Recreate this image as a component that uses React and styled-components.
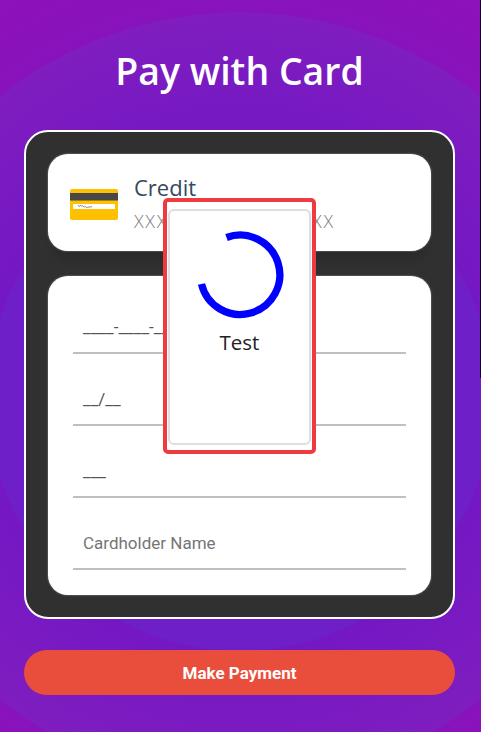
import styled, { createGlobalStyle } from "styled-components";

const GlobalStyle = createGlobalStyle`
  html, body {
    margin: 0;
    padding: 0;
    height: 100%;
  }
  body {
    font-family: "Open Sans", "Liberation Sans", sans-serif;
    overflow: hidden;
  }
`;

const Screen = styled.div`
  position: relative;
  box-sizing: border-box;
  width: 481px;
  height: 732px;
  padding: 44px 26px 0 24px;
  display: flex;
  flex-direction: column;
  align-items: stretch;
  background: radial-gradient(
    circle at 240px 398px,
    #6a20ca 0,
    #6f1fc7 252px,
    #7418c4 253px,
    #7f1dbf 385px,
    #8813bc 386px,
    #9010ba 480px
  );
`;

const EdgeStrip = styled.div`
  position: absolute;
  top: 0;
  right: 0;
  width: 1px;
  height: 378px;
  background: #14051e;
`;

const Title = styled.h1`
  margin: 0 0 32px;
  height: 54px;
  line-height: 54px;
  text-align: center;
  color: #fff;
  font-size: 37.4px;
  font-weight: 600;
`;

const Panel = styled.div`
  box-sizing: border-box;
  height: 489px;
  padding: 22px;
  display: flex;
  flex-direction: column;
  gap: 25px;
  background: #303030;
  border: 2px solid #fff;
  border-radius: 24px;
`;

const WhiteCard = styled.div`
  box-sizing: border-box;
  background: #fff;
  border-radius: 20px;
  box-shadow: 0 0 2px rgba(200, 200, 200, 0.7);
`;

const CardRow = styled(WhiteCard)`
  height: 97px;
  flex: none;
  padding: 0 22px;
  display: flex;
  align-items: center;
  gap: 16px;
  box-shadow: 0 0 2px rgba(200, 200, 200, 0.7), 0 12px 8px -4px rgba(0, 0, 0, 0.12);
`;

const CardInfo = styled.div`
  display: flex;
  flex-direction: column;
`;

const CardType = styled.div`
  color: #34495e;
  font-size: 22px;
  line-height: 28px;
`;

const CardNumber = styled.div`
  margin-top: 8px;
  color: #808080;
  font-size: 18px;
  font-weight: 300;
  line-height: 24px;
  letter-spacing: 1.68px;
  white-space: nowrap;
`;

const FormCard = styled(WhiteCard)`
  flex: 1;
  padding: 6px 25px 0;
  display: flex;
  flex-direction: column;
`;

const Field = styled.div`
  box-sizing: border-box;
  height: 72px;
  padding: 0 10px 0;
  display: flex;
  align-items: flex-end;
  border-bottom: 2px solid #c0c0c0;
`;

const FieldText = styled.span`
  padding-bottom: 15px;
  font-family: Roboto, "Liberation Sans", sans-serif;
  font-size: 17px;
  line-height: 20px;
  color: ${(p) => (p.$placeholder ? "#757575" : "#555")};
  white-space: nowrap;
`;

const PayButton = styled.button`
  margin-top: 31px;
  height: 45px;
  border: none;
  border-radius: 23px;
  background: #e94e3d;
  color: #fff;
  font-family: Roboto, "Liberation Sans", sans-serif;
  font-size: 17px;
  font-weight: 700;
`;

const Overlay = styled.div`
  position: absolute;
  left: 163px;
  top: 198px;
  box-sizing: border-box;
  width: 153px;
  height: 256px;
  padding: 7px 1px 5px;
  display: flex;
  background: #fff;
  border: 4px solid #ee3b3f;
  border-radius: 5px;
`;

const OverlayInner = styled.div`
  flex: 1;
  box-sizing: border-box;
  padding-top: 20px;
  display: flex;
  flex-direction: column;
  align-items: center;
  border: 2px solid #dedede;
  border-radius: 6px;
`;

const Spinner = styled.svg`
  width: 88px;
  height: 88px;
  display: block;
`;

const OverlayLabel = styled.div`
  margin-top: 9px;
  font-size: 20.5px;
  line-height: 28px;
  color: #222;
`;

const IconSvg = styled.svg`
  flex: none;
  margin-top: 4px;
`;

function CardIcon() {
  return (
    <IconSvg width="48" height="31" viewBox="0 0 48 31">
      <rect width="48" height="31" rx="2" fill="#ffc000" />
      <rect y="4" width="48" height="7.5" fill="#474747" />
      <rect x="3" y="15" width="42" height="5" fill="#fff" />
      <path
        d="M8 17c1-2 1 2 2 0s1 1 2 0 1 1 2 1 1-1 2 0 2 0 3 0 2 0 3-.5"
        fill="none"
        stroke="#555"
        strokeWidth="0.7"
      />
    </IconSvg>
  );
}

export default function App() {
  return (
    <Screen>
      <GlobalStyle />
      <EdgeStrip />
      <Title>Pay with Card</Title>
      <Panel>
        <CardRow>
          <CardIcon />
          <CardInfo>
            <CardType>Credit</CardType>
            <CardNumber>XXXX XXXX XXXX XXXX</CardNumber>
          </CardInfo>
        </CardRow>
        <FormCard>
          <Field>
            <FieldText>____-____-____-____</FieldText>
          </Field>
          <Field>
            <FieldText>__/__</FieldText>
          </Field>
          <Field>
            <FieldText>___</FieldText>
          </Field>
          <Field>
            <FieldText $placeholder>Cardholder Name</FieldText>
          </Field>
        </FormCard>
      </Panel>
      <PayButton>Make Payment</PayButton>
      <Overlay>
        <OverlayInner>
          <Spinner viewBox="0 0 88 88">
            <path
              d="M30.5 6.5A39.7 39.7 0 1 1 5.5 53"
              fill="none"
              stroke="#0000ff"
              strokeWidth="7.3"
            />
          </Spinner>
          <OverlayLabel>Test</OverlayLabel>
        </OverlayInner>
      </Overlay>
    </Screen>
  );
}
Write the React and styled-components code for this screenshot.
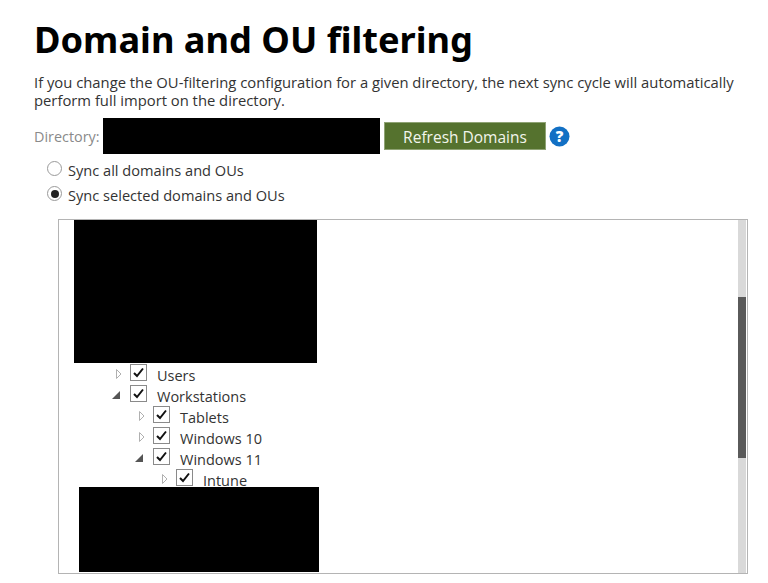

__WHAT THE TASK REQUIRES__.
Reproduce every entry word for word, but omit the pictures.

__COMPLETE RESPONSE__.
Recreate this image as a component that uses React and styled-components.
import styled, { createGlobalStyle } from "styled-components";

const GlobalStyle = createGlobalStyle`
  html, body {
    margin: 0;
    padding: 0;
    height: 100%;
  }
  body {
    font-family: "Open Sans", "Liberation Sans", sans-serif;
    overflow: hidden;
  }
`;

const Screen = styled.div`
  position: relative;
  box-sizing: border-box;
  width: 481px;
  height: 732px;
  padding: 44px 26px 0 24px;
  display: flex;
  flex-direction: column;
  align-items: stretch;
  background: radial-gradient(
    circle at 240px 398px,
    #6a20ca 0,
    #6f1fc7 252px,
    #7418c4 253px,
    #7f1dbf 385px,
    #8813bc 386px,
    #9010ba 480px
  );
`;

const EdgeStrip = styled.div`
  position: absolute;
  top: 0;
  right: 0;
  width: 1px;
  height: 378px;
  background: #14051e;
`;

const Title = styled.h1`
  margin: 0 0 32px;
  height: 54px;
  line-height: 54px;
  text-align: center;
  color: #fff;
  font-size: 37.4px;
  font-weight: 600;
`;

const Panel = styled.div`
  box-sizing: border-box;
  height: 489px;
  padding: 22px;
  display: flex;
  flex-direction: column;
  gap: 25px;
  background: #303030;
  border: 2px solid #fff;
  border-radius: 24px;
`;

const WhiteCard = styled.div`
  box-sizing: border-box;
  background: #fff;
  border-radius: 20px;
  box-shadow: 0 0 2px rgba(200, 200, 200, 0.7);
`;

const CardRow = styled(WhiteCard)`
  height: 97px;
  flex: none;
  padding: 0 22px;
  display: flex;
  align-items: center;
  gap: 16px;
  box-shadow: 0 0 2px rgba(200, 200, 200, 0.7), 0 12px 8px -4px rgba(0, 0, 0, 0.12);
`;

const CardInfo = styled.div`
  display: flex;
  flex-direction: column;
`;

const CardType = styled.div`
  color: #34495e;
  font-size: 22px;
  line-height: 28px;
`;

const CardNumber = styled.div`
  margin-top: 8px;
  color: #808080;
  font-size: 18px;
  font-weight: 300;
  line-height: 24px;
  letter-spacing: 1.68px;
  white-space: nowrap;
`;

const FormCard = styled(WhiteCard)`
  flex: 1;
  padding: 6px 25px 0;
  display: flex;
  flex-direction: column;
`;

const Field = styled.div`
  box-sizing: border-box;
  height: 72px;
  padding: 0 10px 0;
  display: flex;
  align-items: flex-end;
  border-bottom: 2px solid #c0c0c0;
`;

const FieldText = styled.span`
  padding-bottom: 15px;
  font-family: Roboto, "Liberation Sans", sans-serif;
  font-size: 17px;
  line-height: 20px;
  color: ${(p) => (p.$placeholder ? "#757575" : "#555")};
  white-space: nowrap;
`;

const PayButton = styled.button`
  margin-top: 31px;
  height: 45px;
  border: none;
  border-radius: 23px;
  background: #e94e3d;
  color: #fff;
  font-family: Roboto, "Liberation Sans", sans-serif;
  font-size: 17px;
  font-weight: 700;
`;

const Overlay = styled.div`
  position: absolute;
  left: 163px;
  top: 198px;
  box-sizing: border-box;
  width: 153px;
  height: 256px;
  padding: 7px 1px 5px;
  display: flex;
  background: #fff;
  border: 4px solid #ee3b3f;
  border-radius: 5px;
`;

const OverlayInner = styled.div`
  flex: 1;
  box-sizing: border-box;
  padding-top: 20px;
  display: flex;
  flex-direction: column;
  align-items: center;
  border: 2px solid #dedede;
  border-radius: 6px;
`;

const Spinner = styled.svg`
  width: 88px;
  height: 88px;
  display: block;
`;

const OverlayLabel = styled.div`
  margin-top: 9px;
  font-size: 20.5px;
  line-height: 28px;
  color: #222;
`;

const IconSvg = styled.svg`
  flex: none;
  margin-top: 4px;
`;

function CardIcon() {
  return (
    <IconSvg width="48" height="31" viewBox="0 0 48 31">
      <rect width="48" height="31" rx="2" fill="#ffc000" />
      <rect y="4" width="48" height="7.5" fill="#474747" />
      <rect x="3" y="15" width="42" height="5" fill="#fff" />
      <path
        d="M8 17c1-2 1 2 2 0s1 1 2 0 1 1 2 1 1-1 2 0 2 0 3 0 2 0 3-.5"
        fill="none"
        stroke="#555"
        strokeWidth="0.7"
      />
    </IconSvg>
  );
}

export default function App() {
  return (
    <Screen>
      <GlobalStyle />
      <EdgeStrip />
      <Title>Pay with Card</Title>
      <Panel>
        <CardRow>
          <CardIcon />
          <CardInfo>
            <CardType>Credit</CardType>
            <CardNumber>XXXX XXXX XXXX XXXX</CardNumber>
          </CardInfo>
        </CardRow>
        <FormCard>
          <Field>
            <FieldText>____-____-____-____</FieldText>
          </Field>
          <Field>
            <FieldText>__/__</FieldText>
          </Field>
          <Field>
            <FieldText>___</FieldText>
          </Field>
          <Field>
            <FieldText $placeholder>Cardholder Name</FieldText>
          </Field>
        </FormCard>
      </Panel>
      <PayButton>Make Payment</PayButton>
      <Overlay>
        <OverlayInner>
          <Spinner viewBox="0 0 88 88">
            <path
              d="M30.5 6.5A39.7 39.7 0 1 1 5.5 53"
              fill="none"
              stroke="#0000ff"
              strokeWidth="7.3"
            />
          </Spinner>
          <OverlayLabel>Test</OverlayLabel>
        </OverlayInner>
      </Overlay>
    </Screen>
  );
}
Write the React and styled-components code for this screenshot.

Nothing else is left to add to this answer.